Parliament allowed Akufo-Addo’s excessive borrowing – Haruna Iddrisu
Minister of Education and Member of Parliament for Tamale South, Mr. Haruna Iddrisu, has blamed Ghana’s debt crisis on Parliament’s failure to restrain excessive borrowing under former President Nana Addo Dankwa Akufo-Addo.
Speaking on the floor of Parliament on Wednesday, 22nd October,2025, the former Minority Leader said Parliament’s weak oversight had contributed to the country’s economic woes by allowing the Executive to accumulate unsustainable levels of debt.
“The day the Parliament of Ghana will sit right, the Ghanaian people will smile,” Mr. Iddrisu declared. “A lot of the wrongs in this country exist because Parliament sits and allows it.”
He stressed the need for institutional reforms to strengthen Parliament’s independence and give greater voice to the opposition.

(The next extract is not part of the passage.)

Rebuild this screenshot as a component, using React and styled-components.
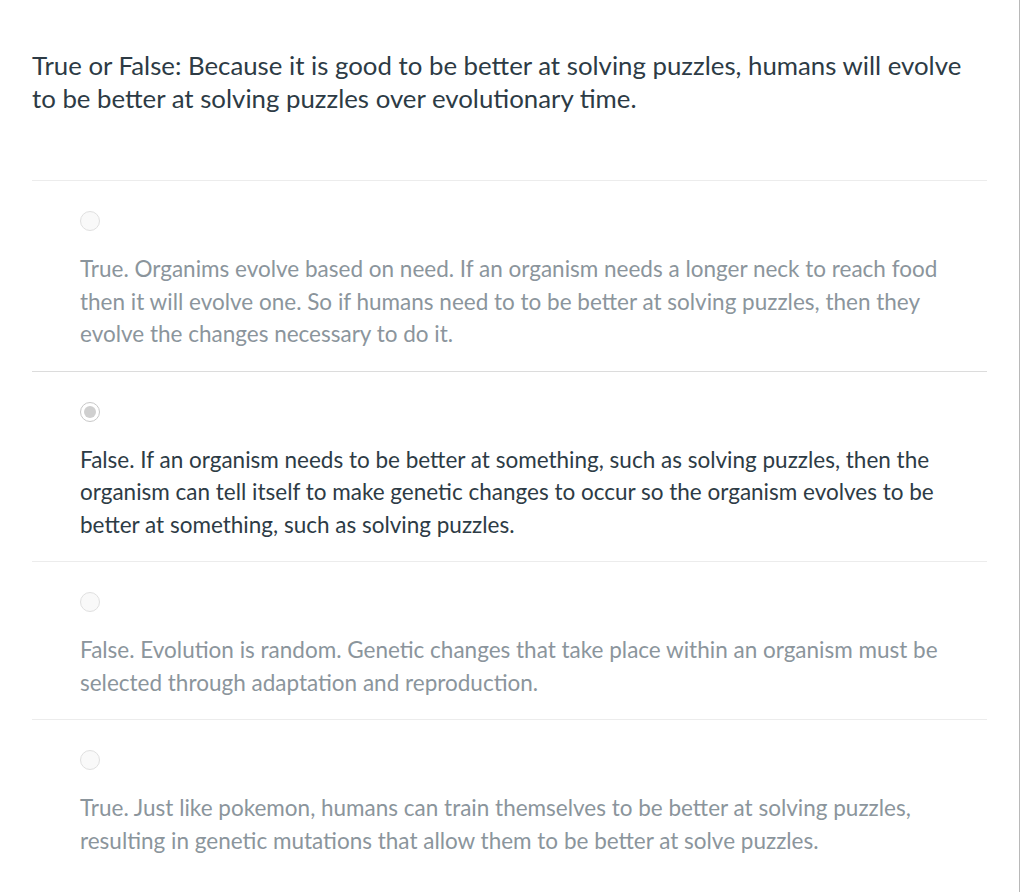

“I kept telling them to declare a ‘Minority Day’ in the standing orders of this House and that that day must be solely reserved as a Minority Day,” he said. “The best way to enrich democracy is to have the views of the other side, the opposite side of the aisle.”
Mr. Iddrisu said the country’s debt troubles were a direct result of Parliament’s failure to impose borrowing limits on the Executive.
“Forgive me, Mr. Speaker, I heard former President Nana Addo Dankwa Akufo-Addo in Brussels lamenting about excessive borrowing and what debt exchange has done to him—the ‘darkest hour’,” he stated. “How did the darkest hour happen? It is because Parliament failed to limit him—that yes, you have the power, but don’t borrow excessively.”
At the AU-EU High-Level Seminar in Brussels earlier this month, Akufo-Addo described Ghana’s debt restructuring under the G20 Common Framework as “my darkest and most painful hour.”
He said the process inflicted severe hardship on citizens, particularly pensioners and small investors, and exposed the economy’s overreliance on debt.
Mr. Iddrisu reiterated his support for empowering backbench MPs to strengthen legislative scrutiny.
“I wholeheartedly support that we give backbenchers an opportunity,” he said, arguing that only a vigilant Parliament can prevent future fiscal mismanagement.